Authored by: ahunter on Oct 11, '04 04:54:58PM

HD failures are par for the course no matter what you buy. 2002 was a bad year for me: I had two disks go (not in a Mac, in a PC). First started producing bad sectors (which was pretty much non-fatal to my data, and detected by SMART). The second, replacement for the first, suffered a logic board failure, which is very much an 'Aaaah! My data! My beautiful data!' moment. Especially as it spewed garbage over the IDE bus in its death throws, causing a fair amount of corruption to another, innocent disk.

In general, hard disk life is pretty random: you should 'expect' 3-4 years of life on average if you use your computer heavily. HDs have moving components: eventually they will sieze, or suffer a head crash, or just develop bad sectors.
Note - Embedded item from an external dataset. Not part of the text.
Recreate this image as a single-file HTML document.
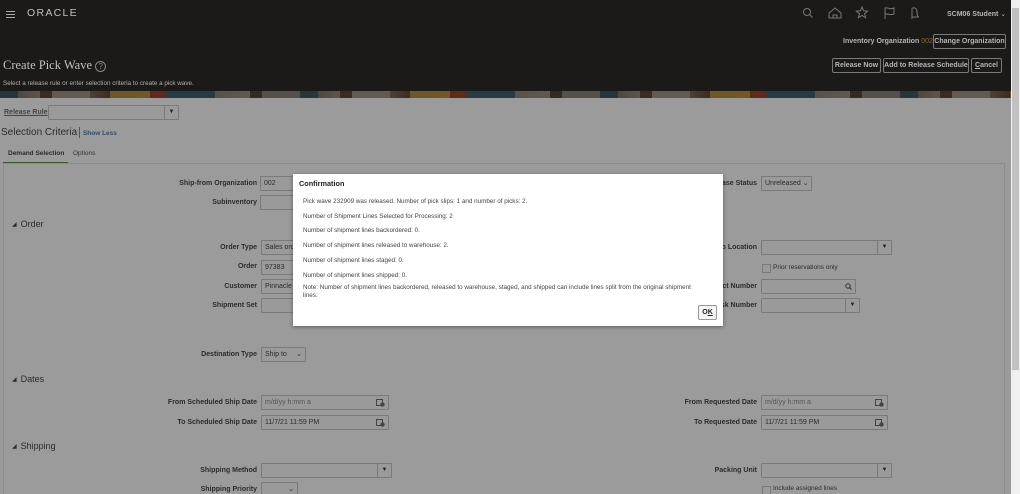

Apple don't make hard disks, so you can't really blame them when they fail: HDs in Apple computers won't fail any more than HDs in any other computer. Some HDs are immortal, though. You can tell which these are because they either belong to someone else, are too small to be of any use or never have any important data on them (writing important data to them will instantly cause them to fail). A 40Mb disk of my acquaintance looked like it was seized, but actually could be started by hitting it with a hammer. This particular disk was from the era when it was thought that by even breathing too hard in the vincinity of a HD you could cause a head crash, and you had to remember to run 'park' before shutting down, so the percussive maintenance was guaranteed to give anyone nearby a near heart attack. (This is certainly not a recommended way to, uh, rejuvenate a disk with anything that matters on it, though. This particular disk contained a copy of Windows v1.0, so it was somewhat satisfying to hit it with a hammer)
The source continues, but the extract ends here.